Giulio Tedeschi
I consiglieri alla cultura e manifestazioni della Comunità di Torino, Sarah Kaminski e Manfredo Montagnana hanno convocato una riunione organizzativa in vista della prossima Giornata Europea della Cultura Ebraica. La riunione si è svolta venerdì 27 giugno, alle 17.30. Credo si sia trattato di una prima volta in assoluto. Una attività comunitaria organizzata a due ore dall’inizio della tefillah di shabbath. Non è evidentemente nella sensibilità dei due suddetti consiglieri l’ipotesi che qualcuno, a due ore dall’arrivo di shabbath, abbia la testa occupata da altro. Altro alto, o magari anche altro basso: finire di cucinare oppure tornare a casa, doccia, vestiti puliti.
Ora naturalmente il mondo è pieno di Ebrei sul cui ritmo di vita lo shabbath non incide, e non ho difficoltà a spingermi fino a dire che questa varietà è forse una ricchezza. Ma dei consiglieri no. C’era una idea condivisa secondo cui il Consiglio garantiva che tutto si svolgeva secondo le regole, e soprattutto garantiva – questo premeva – che la continuità continuava. Poi, a casa propria, ognuno faceva quello che voleva. C’era una idea del governo come guida ed esempio, non solo come rappresentanza.
C’è invece in questa maggioranza oggi al governo della Comunità di Torino una insofferenza per i linguaggi e i codici non abbastanza contemporanei, o troppo specifici, fossero pure proprio loro gli oggetti della cultura. Nessuno ha il coraggio di dirsi “contro”. No, tutto è languido, e accettato, purché sia racconto, purché non sia vero, purché sia soft.
A casa propria magari ogni consigliere di sabato andava all’ipermercato, nessun problema, ma da consigliere – “garante della continuità ebraica”, come recita lo Statuto – non veniva in mente a nessuno di tenere una riunione a ridosso di shabbath. Tutto qui, ci si pensava, non veniva neppure in mente.
Invece nessuno ci ha pensato. Insomma: bisogna organizzare la giornata della cultura ebraica. E’ una attività complessa, difficile, c’è da pensare ai volontari, ai turni, ai conferenzieri, alla musica. Il tempo stringe. Cosa c’entra adesso lo shabbath con la cultura ebraica? Già, cosa c’entra? Ripeto la frase: cosa c’entra lo shabbath con la cultura ebraica?
Di questa attenzione e rispetto per tutto, purchè sia altro, si può discutere a lungo. Ma io qui sto solo scrivendo per chiedere aiuto. Non so bene a chi. Forse alla Consulta Rabbinica, forse al Presidente dell’Unione.

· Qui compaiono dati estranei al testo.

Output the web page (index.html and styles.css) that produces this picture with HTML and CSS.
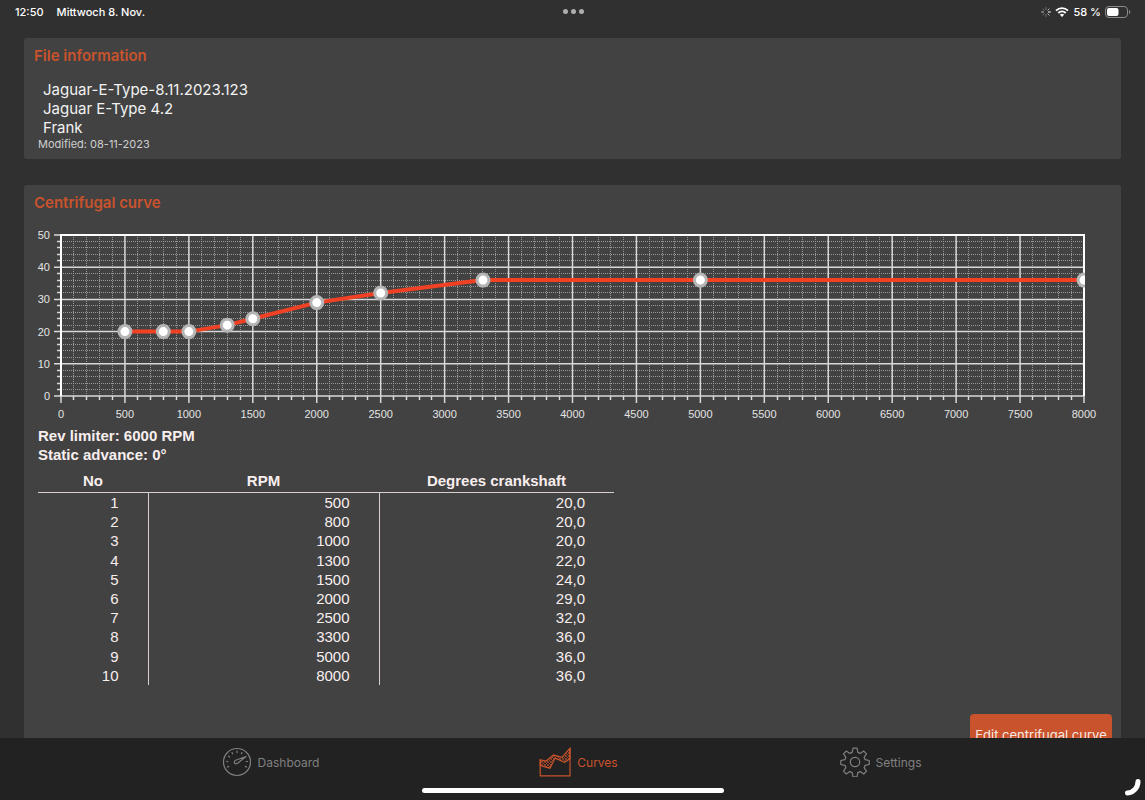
FILE: index.html
```html
<!DOCTYPE html>
<html lang="de">
<head>
<meta charset="utf-8">
<meta name="viewport" content="width=device-width, initial-scale=1">
<title>Curves</title>
<link rel="stylesheet" href="styles.css">
</head>
<body>
<header class="status">
  <div class="status-left"><span>12:50</span><span>Mittwoch 8. Nov.</span></div>
  <div class="dots"><i></i><i></i><i></i></div>
  <div class="status-right">
    <svg class="spinner" width="10" height="10" viewBox="0 0 10 10" fill="none" stroke-linecap="round" aria-hidden="true">
      <g stroke="#777"><path d="M5 .6v2M5 7.4v2M1.9 1.9l1.3 1.3M1.9 8.1l1.3-1.3"/></g>
      <g stroke="#bbb"><path d="M.6 5h2M8.1 1.9 6.8 3.2M8.1 8.1 6.8 6.8"/></g>
      <path stroke="#fff" d="M7.4 5h2"/>
    </svg>
    <svg width="14" height="10" viewBox="0 0 14 10" fill="none" stroke="#fff" aria-hidden="true">
      <path stroke-width="1.9" d="M1 3.6a8.6 8.6 0 0 1 12 0"/>
      <path stroke-width="1.9" d="M3.3 6a5.3 5.3 0 0 1 7.4 0"/>
      <path fill="#fff" stroke="none" d="M4.9 7.7a3 3 0 0 1 4.2 0L7 9.9z"/>
    </svg>
    <span>58 %</span>
    <svg width="26" height="12" viewBox="0 0 26 12" aria-hidden="true">
      <rect x=".5" y=".5" width="22" height="11" rx="3.5" fill="none" stroke="#8a8a8a"/>
      <rect x="2" y="2" width="11.5" height="8" rx="2" fill="#fff"/>
      <path d="M24 4v4c1.8-.8 1.8-3.2 0-4z" fill="#8a8a8a"/>
    </svg>
  </div>
</header>

<main class="content">
  <section class="panel">
    <h2>File information</h2>
    <div class="file">
      <p>Jaguar-E-Type-8.11.2023.123</p>
      <p>Jaguar E-Type 4.2</p>
      <p>Frank</p>
    </div>
    <p class="modified">Modified: 08-11-2023</p>
  </section>

  <section class="panel">
    <h2>Centrifugal curve</h2>
    <svg class="chart" id="chart" viewBox="24 225 1097 200" role="img" aria-label="Centrifugal curve, degrees by RPM">
      <defs><clipPath id="plot"><rect x="60" y="234" width="1025" height="163"/></clipPath></defs>
    </svg>
    <div class="summary">
      <p>Rev limiter: 6000 RPM</p>
      <p>Static advance: 0°</p>
    </div>
    <table class="points">
      <thead><tr><th scope="col" class="no">No</th><th scope="col" class="rpm">RPM</th><th scope="col">Degrees crankshaft</th></tr></thead>
      <tbody>
        <tr><td>1</td><td>500</td><td>20,0</td></tr>
        <tr><td>2</td><td>800</td><td>20,0</td></tr>
        <tr><td>3</td><td>1000</td><td>20,0</td></tr>
        <tr><td>4</td><td>1300</td><td>22,0</td></tr>
        <tr><td>5</td><td>1500</td><td>24,0</td></tr>
        <tr><td>6</td><td>2000</td><td>29,0</td></tr>
        <tr><td>7</td><td>2500</td><td>32,0</td></tr>
        <tr><td>8</td><td>3300</td><td>36,0</td></tr>
        <tr><td>9</td><td>5000</td><td>36,0</td></tr>
        <tr><td>10</td><td>8000</td><td>36,0</td></tr>
      </tbody>
    </table>
    <button class="edit" type="button">Edit centrifugal curve</button>
  </section>
</main>

<nav class="tabs">
  <a href="#dashboard">
    <svg width="30" height="30" viewBox="0 0 30 30" fill="none" stroke="currentColor" stroke-width="1.2" stroke-linecap="round" aria-hidden="true">
      <circle cx="15" cy="15" r="13.5"/>
      <path d="M15 4.2v1.4M10 5.6l.6 1.200M6.6 9.2l1 .8M4.5 14.5h1.4M5.5 20l1.200-.6M20 5.6l-.6 1.200M25.500 14.5h-1.4M24.500 20l-1.200-.6"/>
      <path stroke-linejoin="round" d="M24 9.500 13.600 13.200c-2 .8-1.600 3.600.5 3.600.6 0 1.100-.2 1.500-.6z"/>
    </svg>
    <span>Dashboard</span>
  </a>
  <a href="#curves" class="active" aria-current="page">
    <svg width="32" height="30" viewBox="0 0 32 30" fill="none" stroke="currentColor" stroke-width="1.2" aria-hidden="true">
      <defs><pattern id="mesh" width="3" height="3" patternUnits="userSpaceOnUse"><path d="M0 0l3 3M3 0 0 3" stroke="#c9532c" stroke-width=".6"/></pattern></defs>
      <path fill="url(#mesh)" d="M1.200 12.800 7.200 14l7.300-6 8.500 2.300 8-9v10.300l-5.300 3.700-9.700-4L11 21.200 1.200 18.500z"/>
      <path d="M1.200 12.500v16.300H31V1.300"/>
    </svg>
    <span>Curves</span>
  </a>
  <a href="#settings">
    <svg width="30" height="30" viewBox="0 0 30 30" fill="none" stroke="currentColor" stroke-width="1.2" stroke-linejoin="round" aria-hidden="true">
      <circle cx="15" cy="15" r="4.7"/>
      <path d="M13 1.200h4l.8 4.200 2.400 1 3.500-2.400 2.800 2.800-2.400 3.500 1 2.400 4.100.8v4l-4.100.8-1 2.400 2.400 3.500-2.800 2.800-3.500-2.400-2.400 1-.8 4.200h-4l-.8-4.200-2.400-1-3.500 2.400-2.800-2.800 2.400-3.500-1-2.400-4.100-.8v-4l4.100-.8 1-2.400-2.400-3.500 2.800-2.800 3.500 2.400 2.400-1z"/>
    </svg>
    <span>Settings</span>
  </a>
  <div class="home-bar"></div>
  <svg class="corner" width="20" height="20" viewBox="0 0 20 20" fill="none" stroke="#fff" stroke-width="5" stroke-linecap="round" aria-hidden="true"><path d="M15 3.500C15 9.500 10.500 14.500 4.500 15"/></svg>
</nav>
<script src="chart.js"></script>
</body>
</html>
```

FILE: styles.css
```css
* { box-sizing: border-box; }
body {
  margin: 0;
  height: 100vh;
  display: grid;
  grid-template-rows: 23px minmax(0, 1fr) 62px;
  background: #303030;
  color: #f2f2f2;
  font-family: Inter, "Liberation Sans", sans-serif;
}
h2, p { margin: 0; }

.status {
  display: grid;
  grid-template-columns: 1fr auto 1fr;
  align-items: center;
  padding: 0 14px 0 15px;
  font-size: 11px;
  font-weight: 500;
  color: #fff;
}
.status-left { display: flex; gap: 13px; }
.status-right { display: flex; gap: 4px; align-items: center; justify-content: flex-end; }
.dots { display: flex; gap: 3px; }
.dots i { width: 5px; height: 5px; border-radius: 50%; background: #adadad; }

.content {
  overflow: auto;
  scrollbar-width: none;
  padding: 15px 24px;
  display: flex;
  flex-direction: column;
  gap: 26px;
}
.panel {
  flex: none;
  display: flex;
  flex-direction: column;
  background: #424242;
  border-radius: 3px;
  padding: 8px 0;
}
.panel h2 {
  padding: 0 10px;
  color: #c9532c;
  font-size: 15px;
  font-weight: 600;
  line-height: 20px;
}
.file { padding: 14px 19px 0; font-size: 15px; line-height: 19px; }
.modified { padding: 0 14px; font-size: 11px; line-height: 14px; color: #cfcfcf; }

.chart { display: block; width: 100%; height: auto; margin-top: 12px; }
.chart text { font: 11px "Liberation Sans", Arial, sans-serif; fill: #e4e4e4; }
.minor { stroke: #989898; stroke-width: 1; stroke-dasharray: 1 1; }
.major { stroke: #d8d8d8; stroke-width: 1.5; }
.tick { stroke: #d8d8d8; stroke-width: 1.5; }
.frame { fill: none; stroke: #fff; stroke-width: 2; }
.curve { fill: none; stroke: #f14124; stroke-width: 4; }
.knob { fill: #fff; stroke: #b5b5b5; stroke-width: 3; }

.summary, .points {
  font-family: "Liberation Sans", Arial, sans-serif;
  font-size: 15px;
  line-height: 19px;
  color: #f8eeee;
}
.summary { padding: 1px 14px 0; font-weight: 700; }
.points {
  width: 576px;
  height: 214px;
  margin: 7px 14px 29px;
  border-collapse: collapse;
  table-layout: fixed;
}
.points th { height: 21px; padding: 0 0 2px; text-align: center; border-bottom: 1px solid #d9cfcf; }
.points .no { width: 110px; }
.points .rpm { width: 231px; }
.points td { padding: 0 29px 0 0; text-align: right; }
.points td + td { border-left: 1px solid #d9cfcf; }

.edit {
  align-self: flex-end;
  margin-right: 9px;
  width: 142px;
  height: 42px;
  padding: 0;
  border: 0;
  border-radius: 4px;
  background: #c9532c;
  color: #f6e9e4;
  font-family: inherit;
  font-size: 13px;
  white-space: nowrap;
}

.tabs {
  position: relative;
  display: grid;
  grid-template-columns: repeat(3, 1fr);
  align-items: start;
  padding: 9px 112px 0 118px;
  background: #222;
}
.tabs a {
  display: flex;
  justify-content: center;
  align-items: center;
  gap: 6px;
  color: #808080;
  font-size: 12px;
  text-decoration: none;
}
.tabs .active { padding-left: 6px; color: #c9532c; }
.home-bar {
  position: absolute;
  bottom: 7px;
  left: 50%;
  width: 302px;
  height: 5px;
  margin-left: -151px;
  border-radius: 3px;
  background: #fff;
}
.corner { position: absolute; right: 2px; bottom: 2px; }
```

FILE: chart.js
```js
const svg = document.getElementById('chart');
const points = [[500, 20], [800, 20], [1000, 20], [1300, 22], [1500, 24], [2000, 29], [2500, 32], [3300, 36], [5000, 36], [8000, 36]];
const left = 61, right = 1084, top_ = 235, bottom = 396;
const px = v => left + v * (right - left) / 8000;
const py = v => bottom - v * (bottom - top_) / 50;
const snap = v => Math.floor(v) + 0.5;

function add(name, attrs, text) {
  const el = document.createElementNS('http://www.w3.org/2000/svg', name);
  for (const key in attrs) el.setAttribute(key, attrs[key]);
  if (text !== undefined) el.textContent = text;
  svg.appendChild(el);
}

let minor = '', major = '', ticks = '';
for (let v = 0; v <= 8000; v += 100) {
  const isMajor = v % 500 === 0;
  const x = isMajor ? px(v) : snap(px(v));
  const line = `M${x} ${top_}V${bottom}`;
  if (isMajor) major += line; else minor += line;
  ticks += `M${x} ${bottom}v${isMajor ? 7 : 4}`;
  if (isMajor) add('text', { x: px(v), y: 418, 'text-anchor': 'middle' }, v);
}
for (let v = 0; v <= 50; v += 2) {
  const isMajor = v % 10 === 0;
  const y = isMajor ? py(v) : snap(py(v));
  const line = `M${left} ${y}H${right}`;
  if (isMajor) major += line; else minor += line;
  ticks += `M${left} ${y}h${isMajor ? -7 : -4}`;
  if (isMajor) add('text', { x: 50, y: py(v) + 4, 'text-anchor': 'end' }, v);
}
add('path', { class: 'minor', d: minor });
add('path', { class: 'major', d: major });
add('path', { class: 'tick', d: ticks });
add('path', { class: 'frame', d: `M${left} ${bottom}V${top_}H${right}V${bottom}` });
add('polyline', { class: 'curve', points: points.map(([x, y]) => `${px(x)},${py(y)}`).join(' ') });
for (const [x, y] of points) add('circle', { class: 'knob', cx: px(x), cy: py(y), r: 6, 'clip-path': 'url(#plot)' });
```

Aiuto! Sono abituato da tutta una vita a che osservare certe mizvoth mi crei qualche problema nella vita d’ogni giorno: mangiare alla mensa, uscire con gli amici, organizzare il lavoro. E’ un piccolo disagio che conosciamo tutti. Ma in Comunità non ero preparato, non mi era mai capitato. La Comunità organizza una attività che mi interesserebbe e io, a causa della mia osservanza, incontro qualche disagio nel parteciparvi, devo chiedere scusa, devo chiedere eccezioni, devo trovare una modalità. Beh, pare che a chi se ne è lamentato abbiano risposto che si poteva anche mandare qualche idea per e-mail: peggio il tacon del buso. Non c’è peggior sordo…
C’è stata, qualche giorno dopo, una importante serata in Comunità. La Comunità ha preso posizione contro il razzismo e la xenofobia. Contro il pregiudizio sempre più montante nei confronti dei “diversi”: Rom, Islamici, ecc. . Ora la xenofobia è il pensare che “gli altri” possono certo esistere e avere dei diritti, ma sono un po’ “strani”, diversamente da te che sei “normale”; ci vuole quindi un’eccezione, un discorso a parte.
C’è qualcosa che non torna. Chi alle 17.30 del venerdì sta pregustando il suo shabbath, sta entrando in una dimensione, sta incontrando certi valori, non è strano. E’ normale come te, Ebreo che alle 17.30 del venerdì stai preparando la lista della spesa da fare domani all’ipermercato. Non pensarci è mille volte meno grave che registrare le imponte digitali di una intera etnia. Ho scritto mille? Mi correggo: è un miliardo di volte meno grave. Ma la direzione è quella, l’idea è la stessa.